**EXERCISE TASK:**
Set down the data below without change, skipping the pictures it holds.
>> start PROVIDED MATERIAL
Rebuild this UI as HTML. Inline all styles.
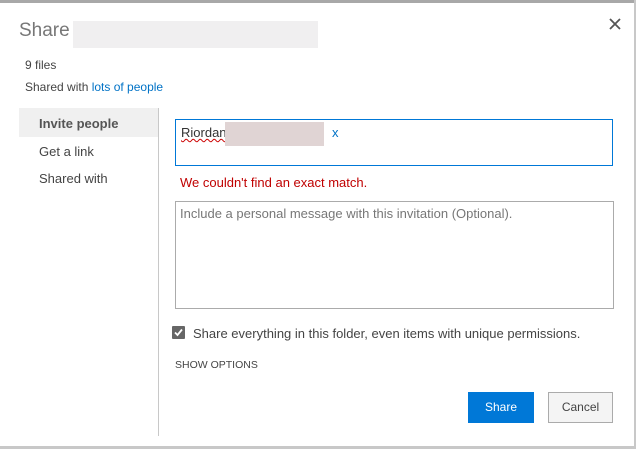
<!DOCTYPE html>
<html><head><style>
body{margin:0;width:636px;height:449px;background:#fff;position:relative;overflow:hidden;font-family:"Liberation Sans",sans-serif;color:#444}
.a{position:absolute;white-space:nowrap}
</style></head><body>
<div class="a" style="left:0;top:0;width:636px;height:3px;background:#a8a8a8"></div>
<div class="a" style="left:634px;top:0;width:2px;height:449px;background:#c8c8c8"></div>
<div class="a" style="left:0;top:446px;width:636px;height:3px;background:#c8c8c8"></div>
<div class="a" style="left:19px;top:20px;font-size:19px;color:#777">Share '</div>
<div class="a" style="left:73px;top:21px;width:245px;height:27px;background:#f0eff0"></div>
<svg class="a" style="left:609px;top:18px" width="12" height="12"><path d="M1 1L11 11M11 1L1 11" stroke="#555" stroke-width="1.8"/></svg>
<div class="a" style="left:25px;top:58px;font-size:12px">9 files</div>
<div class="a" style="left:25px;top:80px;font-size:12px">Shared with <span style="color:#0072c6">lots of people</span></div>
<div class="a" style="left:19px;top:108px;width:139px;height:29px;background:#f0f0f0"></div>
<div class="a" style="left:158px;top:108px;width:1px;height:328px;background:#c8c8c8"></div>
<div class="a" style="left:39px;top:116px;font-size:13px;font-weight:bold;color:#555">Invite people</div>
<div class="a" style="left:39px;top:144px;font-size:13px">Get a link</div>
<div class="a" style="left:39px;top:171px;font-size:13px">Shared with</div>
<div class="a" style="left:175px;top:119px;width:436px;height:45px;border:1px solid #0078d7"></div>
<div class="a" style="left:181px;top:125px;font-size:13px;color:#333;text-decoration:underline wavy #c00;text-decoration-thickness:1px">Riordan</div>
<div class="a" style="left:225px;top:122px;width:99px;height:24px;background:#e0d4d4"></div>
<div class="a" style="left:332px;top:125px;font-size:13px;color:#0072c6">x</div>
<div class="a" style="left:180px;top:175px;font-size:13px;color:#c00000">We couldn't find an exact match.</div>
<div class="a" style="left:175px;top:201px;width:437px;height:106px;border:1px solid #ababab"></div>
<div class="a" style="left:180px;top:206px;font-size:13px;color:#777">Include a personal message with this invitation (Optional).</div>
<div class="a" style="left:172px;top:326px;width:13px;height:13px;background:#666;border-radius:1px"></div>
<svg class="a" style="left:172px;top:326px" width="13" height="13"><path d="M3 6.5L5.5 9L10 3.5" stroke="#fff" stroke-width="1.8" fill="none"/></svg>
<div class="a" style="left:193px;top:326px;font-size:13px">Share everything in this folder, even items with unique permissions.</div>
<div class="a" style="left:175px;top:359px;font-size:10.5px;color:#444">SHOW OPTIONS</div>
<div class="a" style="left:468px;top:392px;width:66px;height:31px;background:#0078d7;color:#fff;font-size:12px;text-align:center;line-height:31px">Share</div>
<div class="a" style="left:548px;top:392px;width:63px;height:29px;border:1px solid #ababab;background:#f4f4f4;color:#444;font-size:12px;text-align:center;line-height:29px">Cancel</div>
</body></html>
>> end PROVIDED MATERIAL
**RESULT OF THE EXERCISE:**
Rebuild this UI as HTML. Inline all styles.
<!DOCTYPE html>
<html><head><style>
body{margin:0;width:636px;height:449px;background:#fff;position:relative;overflow:hidden;font-family:"Liberation Sans",sans-serif;color:#444}
.a{position:absolute;white-space:nowrap}
</style></head><body>
<div class="a" style="left:0;top:0;width:636px;height:3px;background:#a8a8a8"></div>
<div class="a" style="left:634px;top:0;width:2px;height:449px;background:#c8c8c8"></div>
<div class="a" style="left:0;top:446px;width:636px;height:3px;background:#c8c8c8"></div>
<div class="a" style="left:19px;top:20px;font-size:19px;color:#777">Share '</div>
<div class="a" style="left:73px;top:21px;width:245px;height:27px;background:#f0eff0"></div>
<svg class="a" style="left:609px;top:18px" width="12" height="12"><path d="M1 1L11 11M11 1L1 11" stroke="#555" stroke-width="1.8"/></svg>
<div class="a" style="left:25px;top:58px;font-size:12px">9 files</div>
<div class="a" style="left:25px;top:80px;font-size:12px">Shared with <span style="color:#0072c6">lots of people</span></div>
<div class="a" style="left:19px;top:108px;width:139px;height:29px;background:#f0f0f0"></div>
<div class="a" style="left:158px;top:108px;width:1px;height:328px;background:#c8c8c8"></div>
<div class="a" style="left:39px;top:116px;font-size:13px;font-weight:bold;color:#555">Invite people</div>
<div class="a" style="left:39px;top:144px;font-size:13px">Get a link</div>
<div class="a" style="left:39px;top:171px;font-size:13px">Shared with</div>
<div class="a" style="left:175px;top:119px;width:436px;height:45px;border:1px solid #0078d7"></div>
<div class="a" style="left:181px;top:125px;font-size:13px;color:#333;text-decoration:underline wavy #c00;text-decoration-thickness:1px">Riordan</div>
<div class="a" style="left:225px;top:122px;width:99px;height:24px;background:#e0d4d4"></div>
<div class="a" style="left:332px;top:125px;font-size:13px;color:#0072c6">x</div>
<div class="a" style="left:180px;top:175px;font-size:13px;color:#c00000">We couldn't find an exact match.</div>
<div class="a" style="left:175px;top:201px;width:437px;height:106px;border:1px solid #ababab"></div>
<div class="a" style="left:180px;top:206px;font-size:13px;color:#777">Include a personal message with this invitation (Optional).</div>
<div class="a" style="left:172px;top:326px;width:13px;height:13px;background:#666;border-radius:1px"></div>
<svg class="a" style="left:172px;top:326px" width="13" height="13"><path d="M3 6.5L5.5 9L10 3.5" stroke="#fff" stroke-width="1.8" fill="none"/></svg>
<div class="a" style="left:193px;top:326px;font-size:13px">Share everything in this folder, even items with unique permissions.</div>
<div class="a" style="left:175px;top:359px;font-size:10.5px;color:#444">SHOW OPTIONS</div>
<div class="a" style="left:468px;top:392px;width:66px;height:31px;background:#0078d7;color:#fff;font-size:12px;text-align:center;line-height:31px">Share</div>
<div class="a" style="left:548px;top:392px;width:63px;height:29px;border:1px solid #ababab;background:#f4f4f4;color:#444;font-size:12px;text-align:center;line-height:29px">Cancel</div>
</body></html>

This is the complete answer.